My will, or personal will, is what I want, and it may be different from reality. I want ice cream, and I don’t have it. I want better health and can’t find it. I want more money, and it’s not coming. I don’t want to lose the ones I love, and they are lost.
God’s will is what is. It’s reality. It’s the situations we find ourselves in and ultimately the experiences we have. We can also call this life’s will.
Often, it seems that my personal will is at odds with reality. And when that happens, I often create a sense of struggle for myself.
MY PERSONAL WILL IS ULTIMATELY GOD’S WILL
What I experience as “my will” is ultimately life’s will. It’s life taking that form.
As anything else, my will has infinite causes stretching back to the beginning of this universe and out to the widest extent of existence. It’s the local expression of movements within the larger whole.
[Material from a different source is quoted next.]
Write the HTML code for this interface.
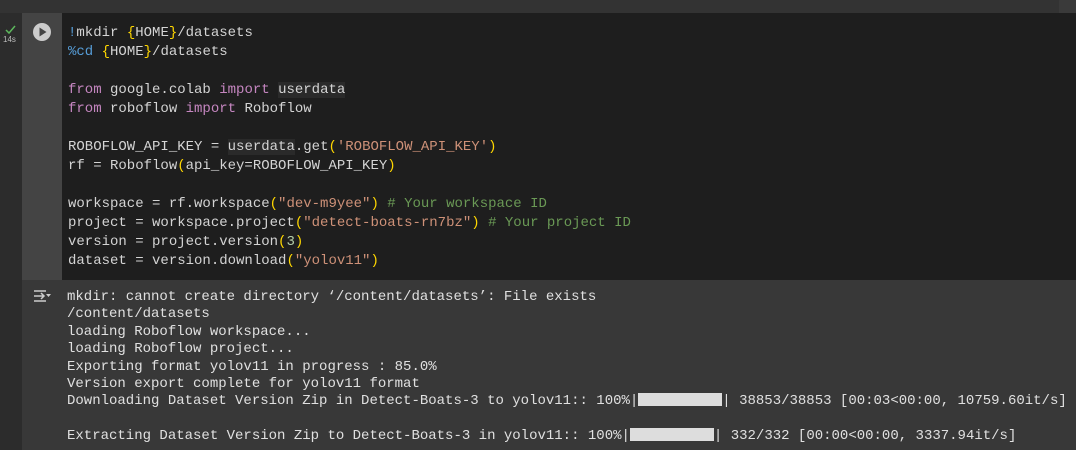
<!DOCTYPE html>
<html><head><meta charset="utf-8"><style>
body{margin:0;width:1076px;height:450px;overflow:hidden;background:#1e1e1e;font-family:"Liberation Mono","DejaVu Sans Mono",monospace;font-size:14px;position:relative}
.top{position:absolute;left:0;top:0;width:1076px;height:13px;background:#333}
.tb{position:absolute;left:1059px;top:-6px;width:30px;height:30px;border-radius:7px;background:#3a3a3a}
.left{position:absolute;left:0;top:13px;width:22px;height:437px;background:#2c2c2c}
.gut{position:absolute;left:22px;top:13px;width:40px;height:267px;background:#444}
.code{position:absolute;left:62px;top:13px;width:1014px;height:267px;background:#1e1e1e}
pre{margin:0;font-family:inherit;font-size:14px;white-space:pre}
.c{position:absolute;left:68px;top:24px;line-height:19px;color:#d4d4d4}
.out{position:absolute;left:22px;top:280px;width:1054px;height:170px;background:#383838}
.o{position:absolute;left:67px;top:289px;line-height:17.4px;color:#e0e0e0}
.k{color:#c586c0}.m{color:#569cd6}.b{color:#ffd700}.s{color:#ce9178}.cm{color:#6a9955}.n{color:#b5cea8}
.hl{background:#2a2a2a}
.bar{display:inline-block;width:84px;height:13px;background:#ddd;vertical-align:-2px}
</style></head><body>
<div class="top"></div><div class="tb"></div>
<div class="left"></div>
<div class="gut"></div>
<svg style="position:absolute;left:4px;top:25px" width="14" height="10"><path d="M2 5l3 3 6-7" stroke="#5cb85c" stroke-width="1.5" fill="none"/></svg>
<div style="position:absolute;left:3px;top:35px;font-family:'Liberation Sans',sans-serif;font-size:8px;color:#bbb">14s</div>
<svg style="position:absolute;left:32px;top:22px" width="20" height="20"><circle cx="10" cy="10" r="9" fill="#ccc"/><path d="M7.5 5.5v9l7-4.5z" fill="#444"/></svg>
<div class="code"></div>
<pre class="c"><span class="m">!</span>mkdir <span class="b">{</span>HOME<span class="b">}</span>/datasets
<span class="m">%cd</span> <span class="b">{</span>HOME<span class="b">}</span>/datasets

<span class="k">from</span> google.colab <span class="k">import</span> <span class="hl">userdata</span>
<span class="k">from</span> roboflow <span class="k">import</span> Roboflow

ROBOFLOW_API_KEY = <span class="hl">userdata</span>.get<span class="b">(</span><span class="s">'ROBOFLOW_API_KEY'</span><span class="b">)</span>
rf = Roboflow<span class="b">(</span>api_key=ROBOFLOW_API_KEY<span class="b">)</span>

workspace = rf.workspace<span class="b">(</span><span class="s">"dev-m9yee"</span><span class="b">)</span> <span class="cm"># Your workspace ID</span>
project = workspace.project<span class="b">(</span><span class="s">"detect-boats-rn7bz"</span><span class="b">)</span> <span class="cm"># Your project ID</span>
version = project.version<span class="b">(</span><span class="n">3</span><span class="b">)</span>
dataset = version.download<span class="b">(</span><span class="s">"yolov11"</span><span class="b">)</span></pre>
<div class="out"></div>
<svg style="position:absolute;left:32px;top:288px" width="20" height="16"><path d="M2 3h12M2 13h12M2 8h10M9 5l3 3-3 3" stroke="#ccc" stroke-width="1.5" fill="none"/><path d="M14 6h5l-2.5 3z" fill="#ccc"/></svg>
<pre class="o">mkdir: cannot create directory ‘/content/datasets’: File exists
/content/datasets
loading Roboflow workspace...
loading Roboflow project...
Exporting format yolov11 in progress : 85.0%
Version export complete for yolov11 format
Downloading Dataset Version Zip in Detect-Boats-3 to yolov11:: 100%|<span class="bar"></span>| 38853/38853 [00:03&lt;00:00, 10759.60it/s]

Extracting Dataset Version Zip to Detect-Boats-3 in yolov11:: 100%|<span class="bar"></span>| 332/332 [00:00&lt;00:00, 3337.94it/s]</pre>
</body></html>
It’s life or the universe taking this local form.
Nothing happens that’s not “God’s will”, and that includes the apparent personal will. That too is God’s will.
That this apparently personal will happens, and the form it takes, is God’s will.
Nothing happens that’s not God taking that form.
PERSONAL WILL HAPPENS, IT’S NOT PERSONAL
Said another way, these thoughts, feelings, experiences, choices, and so on happen, and then a thought comes and says “I did it” and calls it “my thoughts”, “my feelings”, “my choices”. It’s the same with “my will”.
Something happens and a thought calls it “personal will” or “my will”.
WHEN I LOOK MORE CLOSELY, I FIND THAT MY WILL WANTS GOD’S WILL
Another side to this is the apparent difference between personal will and God’s will, or personal will and reality. On the surface, it seems that I want something else than what is and I struggle with that difference. As I examine this, I may find that what I more honestly want is what is.
Behind the surface layers of wants, desires, hang-ups, wounds, unloved fears, and unexamined stories, I find that what I really want is God’s will.
My most sincere wish is for what is, even if this is sometimes covered up by confusion, hurt, and reactivity.
THE PHILOSOPHY OF THIS IS NOT WHAT IT IS ABOUT
We can report on what we find, or philosophize on it within stories, and that can be interesting. There may be valuable pointers there, and it may serve as a stepping stone.
And where this becomes more alive and transformative is in our own exploration.
When I inquire into my stressful stories, which all are about the apparent conflict between my will and life’s will, what do I find?
Do I find that my will ultimately is at odds with God’s will?
Do I find that my will is separate from or different from God’s will?
What happens over time when I keep exploring specific stressful thoughts? What shifts?
DRAFT FRAGMENTS
What I experience as “my will” is the local expression of movements within the larger whole. It’s life or the universe locally taking this form. Nothing happens that’s not “God’s will”, and that includes the apparent personal will. That too is God’s will.
That this apparently personal will happens, and the form it takes, is God’s will.
Nothing happens that’s not God taking that form.